Continuity is the hallmark of the 2024 Budget. It builds on previous budgets to shield the economy from global headwinds and promote further growth, creating more wealth. Previous budgets introduced measures such as the additional cost-of-living-adjustment (COLA) mechanism, pension increases, and tax exemption schemes for first-time and second-time homebuyers, which were enhanced this year.
Speaking with The Journal, economic consultant Mark Grech notes how the Budget 2024 is, like the ones before it, a people-centered exercise that allocates the country’s financial resources in a fair and equitable manner to meet the needs and aspirations of all – leaving no one behind. Measures have been announced taking into consideration different sections of the population: families, workers, pensioners and the elderly, students, those who are buying their own house or flat for the first time, persons with disabilities, children, and even animals.
“The administration is on the right path in focusing on ways to continue addressing rising inflation, a worrying factor that affects people’s quality of life but that is thankfully forecast to decline,” says Grech. “For next year, the government is allocating a further €350 million public funds to help people afford energy and fuel, besides taking other measures to boost purchasing power and, consequently, economic growth. This will generate revenue that can be reinvested in people’s well-being and prosperity.”

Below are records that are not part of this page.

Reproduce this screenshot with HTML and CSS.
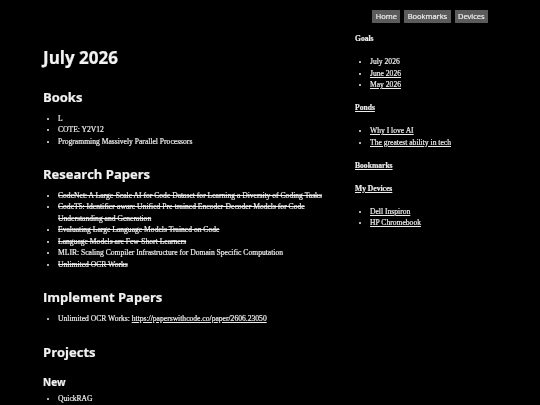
FILE: index.html
```html
<!DOCTYPE html>
<html lang="en">
<head>
<meta charset="utf-8">
<title>July 2026</title>
<link rel="stylesheet" href="styles.css">
</head>
<body>
<div class="page">
<nav class="topnav">
  <a class="navbtn" href="#">Home</a>
  <a class="navbtn" href="#">Bookmarks</a>
  <a class="navbtn" href="#">Devices</a>
</nav>
<div class="layout">
  <main class="main">
    <h1 class="title">July 2026</h1>

    <h2 class="section">Books</h2>
    <ul class="list">
      <li>L</li>
      <li>COTE: Y2V12</li>
      <li>Programming Massively Parallel Processors</li>
    </ul>

    <h2 class="section">Research Papers</h2>
    <ul class="list">
      <li class="done">CodeNet: A Large-Scale AI for Code Dataset for Learning a Diversity of Coding Tasks</li>
      <li class="done">CodeT5: Identifier-aware Unified Pre-trained Encoder-Decoder Models for Code Understanding and Generation</li>
      <li class="done">Evaluating Large Language Models Trained on Code</li>
      <li class="done">Language Models are Few-Short Learners</li>
      <li>MLIR: Scaling Compiler Infrastructure for Domain Specific Computation</li>
      <li class="done">Unlimited OCR Works</li>
    </ul>

    <h2 class="section">Implement Papers</h2>
    <ul class="list">
      <li>Unlimited OCR Works: <a class="link" href="#">https://paperswithcode.co/paper/2606.23050</a></li>
    </ul>

    <h2 class="section">Projects</h2>
    <h3 class="subsection">New</h3>
    <ul class="list">
      <li>QuickRAG</li>
    </ul>
  </main>

  <aside class="sidebar">
    <h4 class="side-head">Goals</h4>
    <ul class="list side-list">
      <li>July 2026</li>
      <li><a class="link" href="#">June 2026</a></li>
      <li><a class="link" href="#">May 2026</a></li>
    </ul>
    <h4 class="side-head"><a class="link" href="#">Ponds</a></h4>
    <ul class="list side-list">
      <li><a class="link" href="#">Why I love AI</a></li>
      <li><a class="link" href="#">The greatest ability in tech</a></li>
    </ul>
    <h4 class="side-head"><a class="link" href="#">Bookmarks</a></h4>
    <h4 class="side-head"><a class="link" href="#">My Devices</a></h4>
    <ul class="list side-list">
      <li><a class="link" href="#">Dell Inspiron</a></li>
      <li><a class="link" href="#">HP Chromebook</a></li>
    </ul>
  </aside>
</div>
</div>
</body>
</html>
```

FILE: styles.css
```css
html, body {
  margin: 0;
  padding: 0;
  background: #000;
}

body {
  color: #ededed;
  font-family: "Liberation Serif", "Times New Roman", serif;
  font-size: 7.6px;
  line-height: 11.5px;
  overflow: hidden;
  height: 405px;
}

.page {
  height: 405px;
  background: #000;
  filter: grayscale(100%);
  -webkit-text-stroke: 0.2px currentColor;
}

.topnav {
  display: flex;
  justify-content: flex-end;
  gap: 4px;
  padding: 10px 52px 0 0;
}

.navbtn {
  display: block;
  background: #5f5a5c;
  color: #f2f2f2;
  font-family: "Open Sans", "Noto Sans", sans-serif;
  font-size: 7.5px;
  line-height: 13px;
  padding: 0 3.4px;
  text-decoration: none;
}

.layout {
  display: flex;
  align-items: flex-start;
  gap: 15px;
  padding: 0 52px 0 43px;
}

.main {
  width: 297px;
  flex: none;
}

.sidebar {
  flex: 1;
  padding-top: 10px;
}

.title {
  font-family: "Open Sans", "Noto Sans", sans-serif;
  font-weight: 700;
  font-size: 17px;
  line-height: 24px;
  color: #f2f2f2;
  margin: 23px 0 0;
}

.section {
  font-family: "Open Sans", "Noto Sans", sans-serif;
  font-weight: 700;
  font-size: 13px;
  line-height: 18px;
  color: #f2f2f2;
  margin: 18px 0 6.7px;
}

.subsection {
  font-family: "Open Sans", "Noto Sans", sans-serif;
  font-weight: 700;
  font-size: 10px;
  line-height: 14px;
  color: #f2f2f2;
  margin: 14.6px 0 3.6px;
}

.list {
  margin: 0;
  padding-left: 15px;
  list-style: disc;
}

.done {
  text-decoration: line-through;
}

.link {
  color: inherit;
  text-decoration: underline;
}

.side-head {
  font-size: 7.6px;
  line-height: 11.5px;
  font-weight: 700;
  margin: 0 0 11.5px;
}

.side-list {
  margin: 0 0 11.5px;
}
```
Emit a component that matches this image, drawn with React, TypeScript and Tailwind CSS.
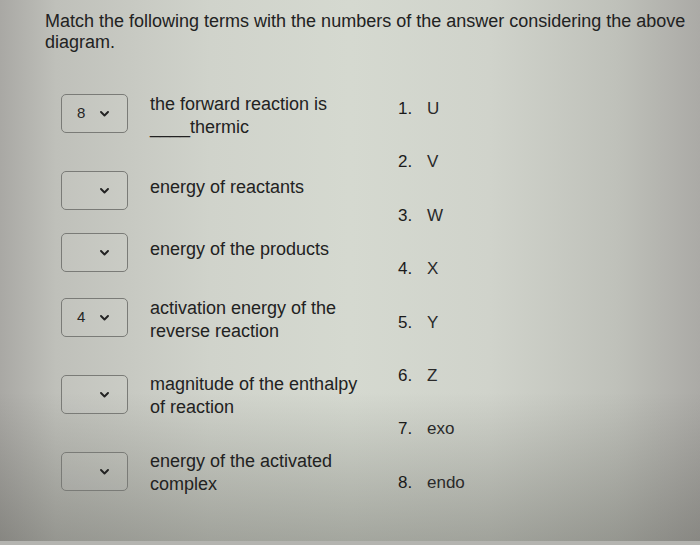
import React from "react";

// matching question: dropdown + term on the left, numbered answer list on the right
interface Term {
    value: string;
    lines: React.ReactNode[];
    rowClass: string;
    textClass: string;
}

const terms: Term[] = [
    {value: "8", lines: ["the forward reaction is", "____thermic"], rowClass: "h-[77px]", textClass: "-mt-[1px]"},
    {value: "", lines: ["energy of reactants"], rowClass: "h-[62px]", textClass: "mt-[5px]"},
    {value: "", lines: ["energy of the products"], rowClass: "h-[65px]", textClass: "mt-[5px]"},
    {value: "4", lines: ["activation energy of the", "reverse reaction"], rowClass: "h-[77px]", textClass: "-mt-[1px]"},
    {value: "", lines: ["magnitude of the enthalpy", "of reaction"], rowClass: "h-[77px]", textClass: "-mt-[2px]"},
    {value: "", lines: ["energy of the activated", "complex"], rowClass: "h-[60px]", textClass: "-mt-[2px]"},
];

const answers = ["U", "V", "W", "X", "Y", "Z", "exo", "endo"];

function Chevron() {
    return (
        <svg width="9" height="6" viewBox="0 0 9 6" fill="none" className="shrink-0">
            <path d="M1 1l3.5 3.5L8 1" stroke="#222" strokeWidth="1.9" strokeLinecap="round" strokeLinejoin="round"/>
        </svg>
    );
}

function AnswerSelect({value}: { value: string }) {
    return (
        <div className="w-[67px] h-[39px] shrink-0 rounded-[5px] border border-[#7a7b77] bg-white/5 flex items-center pl-[15px] pr-[18px]">
            <span className="w-[10px] text-[15px] text-[#262626]">{value}</span>
            <span className="flex-1"/>
            <Chevron/>
        </div>
    );
}

export default function App() {
    return (
        <div
            className="w-[700px] h-[545px] overflow-hidden flex flex-col font-['Liberation_Sans',Arial,sans-serif] text-[#222]
                bg-[linear-gradient(to_bottom,rgba(255,255,255,0)_0%,rgba(255,255,255,0)_72%,rgba(70,70,64,0.34)_99%),linear-gradient(to_right,#a9a8a4_0%,#bfc0ba_8%,#d0d3cb_30%,#d5d9d0_50%,#d0d3cb_70%,#bfc1ba_88%,#abaaa6_100%)]"
        >
            <div className="flex-1 pl-[45px] pt-[11px] w-[690px]">
                <p className="text-[18px] leading-[21px]">
                    Match the following terms with the numbers of the answer considering the above diagram.
                </p>

                <div className="flex mt-[40px]">
                    <div className="flex flex-col pl-[16px] w-[353px] pt-[1px]">
                        {terms.map((t, i) => (
                            <div key={i} className={`flex items-start gap-[22px] ${t.rowClass}`}>
                                <AnswerSelect value={t.value}/>
                                <div className={`text-[18px] leading-[23px] ${t.textClass}`}>
                                    {t.lines.map((l, j) => (
                                        <div key={j}>{l}</div>
                                    ))}
                                </div>
                            </div>
                        ))}
                    </div>

                    <ol className="flex flex-col gap-[30.4px] pt-[4px]">
                        {answers.map((a, i) => (
                            <li key={a} className="flex text-[17px] leading-[23px]">
                                <span className="w-[29px] text-[#1a1a1a]">{i + 1}.</span>
                                <span className="text-[#2a2a2a]">{a}</span>
                            </li>
                        ))}
                    </ol>
                </div>
            </div>
            {/* bezel edge along the bottom */}
            <div className="h-[4px] bg-[#b4b4b0]"/>
        </div>
    );
}
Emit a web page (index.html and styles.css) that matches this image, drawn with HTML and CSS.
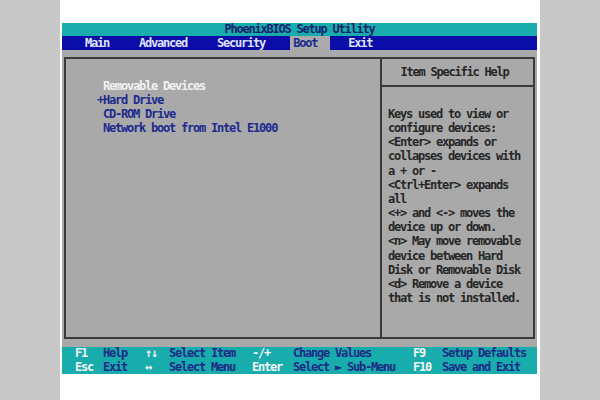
FILE: index.html
```html
<!DOCTYPE html>
<html>
<head>
<meta charset="utf-8">
<link rel="stylesheet" href="styles.css">
</head>
<body>
<div class="photo">
  <div class="bios">
    <div class="title">PhoenixBIOS Setup Utility</div>
    <div class="nav">
      <span class="tab tab-main">Main</span>
      <span class="tab tab-adv">Advanced</span>
      <span class="tab tab-sec">Security</span>
      <span class="tab tab-boot active">Boot</span>
      <span class="tab tab-exit">Exit</span>
    </div>
    <div class="main">
      <div class="box">
        <div class="list">
          <div class="item group">Removable Devices</div>
          <div class="item"><span class="expand">+</span>Hard Drive</div>
          <div class="item">CD-ROM Drive</div>
          <div class="item">Network boot from Intel E1000</div>
        </div>
        <div class="help">
          <div class="help-head">Item Specific Help</div>
          <div class="help-body">Keys used to view or<br>configure devices:<br>&lt;Enter&gt; expands or<br>collapses devices with<br>a + or -<br>&lt;Ctrl+Enter&gt; expands<br>all<br>&lt;+&gt; and &lt;-&gt; moves the<br>device up or down.<br>&lt;n&gt; May move removable<br>device between Hard<br>Disk or Removable Disk<br>&lt;d&gt; Remove a device<br>that is not installed.</div>
        </div>
      </div>
    </div>
    <div class="footer">
      <span class="key">F1</span><span class="desc">Help</span>
      <span class="key">↑↓</span><span class="desc">Select Item</span>
      <span class="key">-/+</span><span class="desc">Change Values</span>
      <span class="key">F9</span><span class="desc">Setup Defaults</span>
      <span class="key">Esc</span><span class="desc">Exit</span>
      <span class="key">↔</span><span class="desc">Select Menu</span>
      <span class="key">Enter</span><span class="desc">Select ► Sub-Menu</span>
      <span class="key">F10</span><span class="desc">Save and Exit</span>
    </div>
  </div>
</div>
</body>
</html>
```

FILE: styles.css
```css
html, body {
  margin: 0;
  padding: 0;
}
body {
  background: #c8c8c8;
  width: 600px;
  height: 400px;
  overflow: hidden;
}
.photo {
  margin-left: 60px;
  width: 480px;
  height: 400px;
  background: #ffffff;
  padding-top: 23px;
  box-sizing: border-box;
}
.bios {
  margin-left: 2px;
  width: 475px;
  font-family: "DejaVu Sans Mono", "Liberation Mono", monospace;
  font-weight: bold;
  font-size: 12px;
  letter-spacing: -1.22px;
  white-space: nowrap;
}
.title {
  height: 13px;
  line-height: 13px;
  background: #19acac;
  color: #1a2270;
  text-align: center;
}
.nav {
  height: 14px;
  line-height: 14px;
  background: #0c0ca8;
  display: flex;
  padding-left: 20px;
}
.tab {
  color: #dfe3ff;
  padding: 0 3px;
}
.tab-adv { margin-left: 24px; }
.tab-sec { margin-left: 24px; }
.tab-boot { margin-left: 22px; padding-right: 13px; }
.tab-exit { margin-left: 15px; }
.tab.active {
  background: #ababab;
  color: #1c2a8c;
}
.main {
  background: #a9a9a9;
  height: 297px;
  padding: 7px 2px 8px 2px;
  box-sizing: border-box;
}
.box {
  height: 282px;
  border: 2px solid #3a3a3a;
  box-sizing: border-box;
  display: grid;
  grid-template-columns: 314px 1fr;
}
.list {
  padding: 20px 0 0 37px;
}
.item {
  height: 14px;
  line-height: 14px;
  color: #1c2a8e;
}
.item.group {
  color: #f2f2f2;
}
.expand {
  display: inline-block;
  width: 6px;
  margin-left: -6px;
}
.help {
  border-left: 2px solid #3a3a3a;
  color: #262626;
}
.help-head {
  height: 26px;
  line-height: 26px;
  border-bottom: 2px solid #3a3a3a;
  text-align: center;
  padding-right: 6px;
}
.help-body {
  padding: 20px 0 0 6px;
  line-height: 14.15px;
}
.footer {
  height: 27px;
  background: #19acac;
  display: grid;
  grid-template-columns: 28px 42px 24px 83px 41px 120px 29px 1fr;
  grid-auto-rows: 13.5px;
  line-height: 13.5px;
  padding-left: 13px;
}
.key {
  color: #f4f4f4;
}
.desc {
  color: #1c2a86;
}
```
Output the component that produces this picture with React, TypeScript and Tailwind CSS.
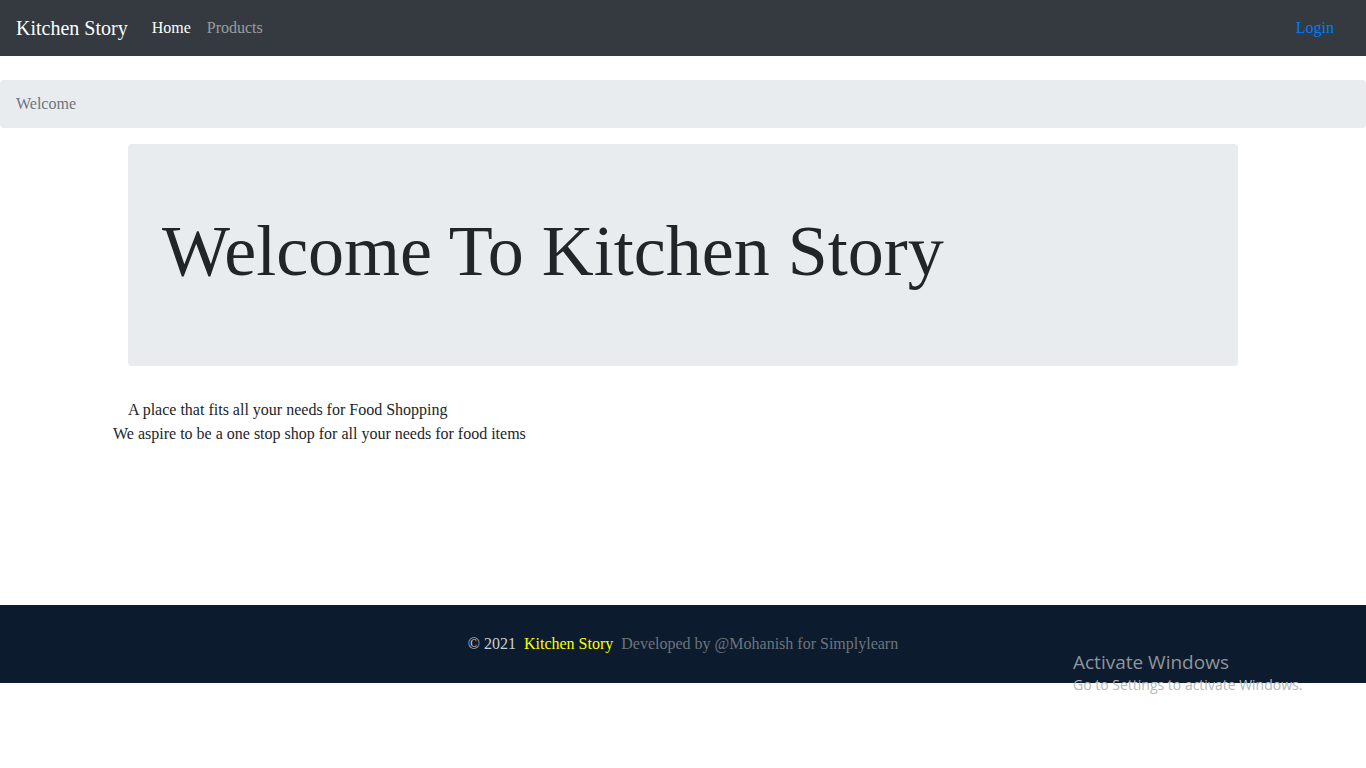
export default function App() {
  return (
    <div className="relative min-h-[768px] bg-white font-['Liberation_Serif',serif] text-base text-[#212529]">
      {/* Navbar */}
      <nav className="flex h-14 items-center bg-[#343a40] px-4">
        <span className="mr-4 text-xl text-white">Kitchen Story</span>
        <div className="flex items-center">
          <a className="px-2 text-white">Home</a>
          <a className="px-2 text-white/50">Products</a>
        </div>
        <a className="ml-auto pr-4 text-[#007bff]">Login</a>
      </nav>

      {/* Breadcrumb */}
      <div className="mt-6 rounded bg-[#e9ecef] px-4 py-3 text-[#6c757d]">Welcome</div>

      <div className="mx-auto mt-4 w-[1140px]">
        <div className="mx-[15px] rounded bg-[#e9ecef] px-8 py-16">
          <h1 className="mb-2 ml-0.5 text-[72px] font-light leading-[1.2]">Welcome To Kitchen Story</h1>
        </div>
        <p className="mt-8 px-[15px] leading-6">A place that fits all your needs for Food Shopping</p>
        <p className="leading-6">We aspire to be a one stop shop for all your needs for food items</p>
      </div>

      {/* Footer */}
      <footer className="mt-[159px] flex h-[78px] items-center justify-center bg-[#0c1c2e]">
        <span className="text-[#ccd0d5]">© 2021</span>
        <span className="ml-2 text-[#ffff00]">Kitchen Story</span>
        <span className="ml-2 text-[#6c757d]">Developed by @Mohanish for Simplylearn</span>
      </footer>

      {/* Windows watermark */}
      <div className="pointer-events-none absolute left-[1073px] top-[650px] font-['Open_Sans',sans-serif] text-[#8f949a]">
        <div className="text-[19px] leading-6">Activate Windows</div>
        <div className="mt-px text-[14px] leading-5 text-[#b4b8bc]">Go to Settings to activate Windows.</div>
      </div>
    </div>
  );
}
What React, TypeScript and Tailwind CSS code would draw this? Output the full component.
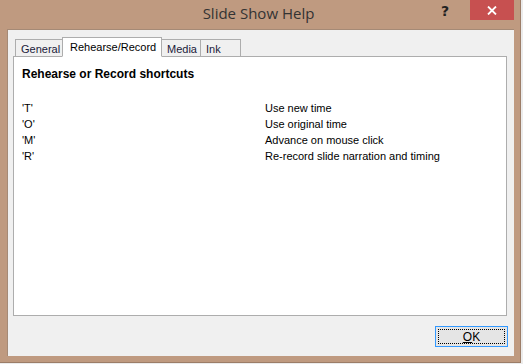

Grech notes that, this being a democratic socialist administration, it also made it a point of taking measures to help elevate the standard of living of that section of the population that has become exposed to poverty and social exclusion as a result of the pandemic and the war in Ukraine. The additional COLA is just one example, with 95,000 families to be reached in 2024 as oppoed to this year’s 45,000.
But that’s not all: while committed to maintaining economic growth, the government is also addressing other long-term challenges, such as the declining Maltese fertility rate, by increasing birth and adoption bonuses from €500 for the first-born or adopted child to €1,000 for subsequent children. In so doing, while providing financial assistance to families, it is encouraging society to address the issue of its declining birth rate.
Mark Grech draws attention to the fact that the government is striking a balance between supporting economic growth and maintaining financial discipline, as evidenced by the measures announced yesterday, which are designed to boost consumer spending and business investment while keeping the national debt and the Budget deficit under control. A sustainable debt level is essential for ensuring that our economy and livelihoods are protected in the face of unforeseen events, as we have learnt during the pandemic and now, as we battle the global inflation crisis.
Grech is confident that the successful implementation of Budget 2024 will lay the groundwork for a Budget 2025 that, in a year’s time, continues building on Malta’s progress in achieving its financial, economic, and social goals.